Italian Cotoletta is the dish that gave birth to Milanesa. Originating from Milan, Cotoletta is a breaded veal cutlet that has been a staple in Italian cuisine for centuries. The name “Cotoletta” derives from the Italian word “costoletta,” meaning rib chop, which is the traditional cut used for this dish. Cotoletta is typically pan-fried in butter, creating a crispy, golden crust that encases the tender meat.
Similarities and Differences
The most apparent similarity between Milanesa and Cotoletta is their preparation method. Both dishes involve breading a meat cutlet and frying it to achieve a crispy exterior. However, there are notable differences:
- Meat Choice: While Cotoletta traditionally uses veal, Milanesa can be made with various meats, including beef, chicken, and pork. The choice of meat significantly influences the flavor and texture of the dish.
- Frying Medium: Cotoletta is often pan-fried in butter, giving it a rich flavor. The butter adds a distinct taste and aroma, which is different from Milanesa, usually fried in oil. The oil used can vary, from vegetable oil to olive oil, each imparting a subtle difference in flavor.
- Bread Crumbs: The breadcrumbs used in Cotoletta are typically finer and may include herbs and Parmesan cheese, adding a layer of complexity to the taste. In contrast, Milanesa often uses plain breadcrumbs, focusing on the meat’s flavor.
- Serving Style: Cotoletta is typically served with a wedge of lemon and may accompany a side of risotto or potatoes. Milanesa is commonly paired with mashed potatoes, salad, or used as a sandwich filling. This reflects the different culinary traditions and preferences of Italy and Argentina.

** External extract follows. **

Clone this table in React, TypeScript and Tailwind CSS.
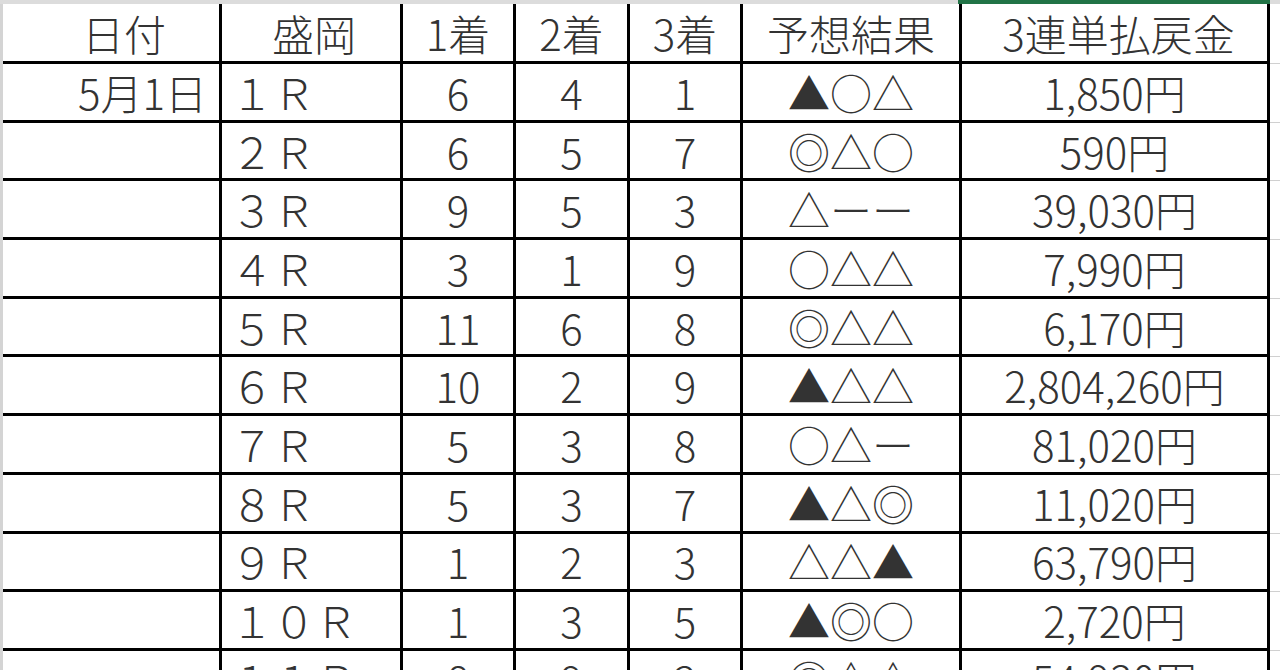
import React from "react";

type Row = { date: string; race: string; p1: string; p2: string; p3: string; marks: string; pay: string };

const rows: Row[] = [
  { date: "5月1日", race: "１Ｒ", p1: "6", p2: "4", p3: "1", marks: "▲○△", pay: "1,850円" },
  { date: "", race: "２Ｒ", p1: "6", p2: "5", p3: "7", marks: "◎△○", pay: "590円" },
  { date: "", race: "３Ｒ", p1: "9", p2: "5", p3: "3", marks: "△ーー", pay: "39,030円" },
  { date: "", race: "４Ｒ", p1: "3", p2: "1", p3: "9", marks: "○△△", pay: "7,990円" },
  { date: "", race: "５Ｒ", p1: "11", p2: "6", p3: "8", marks: "◎△△", pay: "6,170円" },
  { date: "", race: "６Ｒ", p1: "10", p2: "2", p3: "9", marks: "▲△△", pay: "2,804,260円" },
  { date: "", race: "７Ｒ", p1: "5", p2: "3", p3: "8", marks: "○△ー", pay: "81,020円" },
  { date: "", race: "８Ｒ", p1: "5", p2: "3", p3: "7", marks: "▲△◎", pay: "11,020円" },
  { date: "", race: "９Ｒ", p1: "1", p2: "2", p3: "3", marks: "△△▲", pay: "63,790円" },
  { date: "", race: "１０Ｒ", p1: "1", p2: "3", p3: "5", marks: "▲◎○", pay: "2,720円" },
  { date: "", race: "１１Ｒ", p1: "8", p2: "9", p3: "3", marks: "◎△△", pay: "54,930円" },
];

const cell = "flex items-center border-r-[3px] border-black shrink-0 h-full";

export default function App() {
  return (
    <div
      className="w-[1280px] h-[670px] overflow-hidden bg-white text-[#333333] text-[42px] font-light leading-none"
      style={{ fontFamily: '"Noto Sans CJK JP", "Noto Sans", sans-serif' }}
    >
      {/* column header edge */}
      <div className="flex h-[4px]">
        <div className="w-[958px] bg-[#dcdcdc]" />
        <div className="w-[312px] bg-[#217346]" />
        <div className="flex-1 bg-[#dcdcdc]" />
      </div>
      <div className="flex">
        <div className="w-[3px] bg-[#d4d4d4] shrink-0" />
        <div className="flex-1">
          <div className="flex h-[60px]">
            <div className="flex h-full border-b-[3px] border-black">
              <div className={`${cell} w-[219px] justify-center pl-[26px]`}>日付</div>
              <div className={`${cell} w-[181px] justify-center pl-[6px]`}>盛岡</div>
              <div className={`${cell} w-[113px] justify-center`}>1着</div>
              <div className={`${cell} w-[114px] justify-center`}>2着</div>
              <div className={`${cell} w-[113px] justify-center`}>3着</div>
              <div className={`${cell} w-[219px] justify-center`}>予想結果</div>
              <div className={`${cell} w-[308px] justify-center pl-[8px]`}>3連単払戻金</div>
            </div>
            <div className="flex-1 border-b border-[#d0d0d0]" />
          </div>
          {rows.map((r, i) => (
            <div key={i} className="flex h-[58.7px]">
              <div className="flex h-full border-b-[3px] border-black">
                <div className={`${cell} w-[219px] justify-end pr-[12px]`}>{r.date}</div>
                <div className={`${cell} w-[181px] justify-start pl-[9px]`}>{r.race}</div>
                <div className={`${cell} w-[113px] justify-center`}>{r.p1}</div>
                <div className={`${cell} w-[114px] justify-center`}>{r.p2}</div>
                <div className={`${cell} w-[113px] justify-center`}>{r.p3}</div>
                <div className={`${cell} w-[219px] justify-center`}>{r.marks}</div>
                <div className={`${cell} w-[308px] justify-center`}>{r.pay}</div>
              </div>
              <div className="flex-1 border-b border-[#d0d0d0]" />
            </div>
          ))}
        </div>
      </div>
    </div>
  );
}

These variations highlight how regional preferences and available ingredients influence the adaptation of this classic dish. Each version offers a unique culinary experience, yet both maintain the core essence of a breaded and fried cutlet.
Japanese Tonkatsu

Japanese Tonkatsu is another delightful relative of Milanesa, showcasing how the concept of breaded and fried meat can transcend cultures. Tonkatsu, meaning “pork cutlet,” is a popular Japanese dish introduced in the late 19th century during the Westernization of Japan’s culinary scene. The dish features a breaded and deep-fried pork cutlet, usually served with shredded cabbage and a tangy Worcestershire-based sauce.
Similarities and Differences
Tonkatsu and Milanesa share the fundamental technique of breading and frying meat but exhibit distinct characteristics:
- Bread Crumbs: Tonkatsu uses panko, a type of Japanese breadcrumb that is coarser and flakier than the breadcrumbs used in Milanesa. This results in a lighter, crispier coating that absorbs less oil, making the cutlet less greasy.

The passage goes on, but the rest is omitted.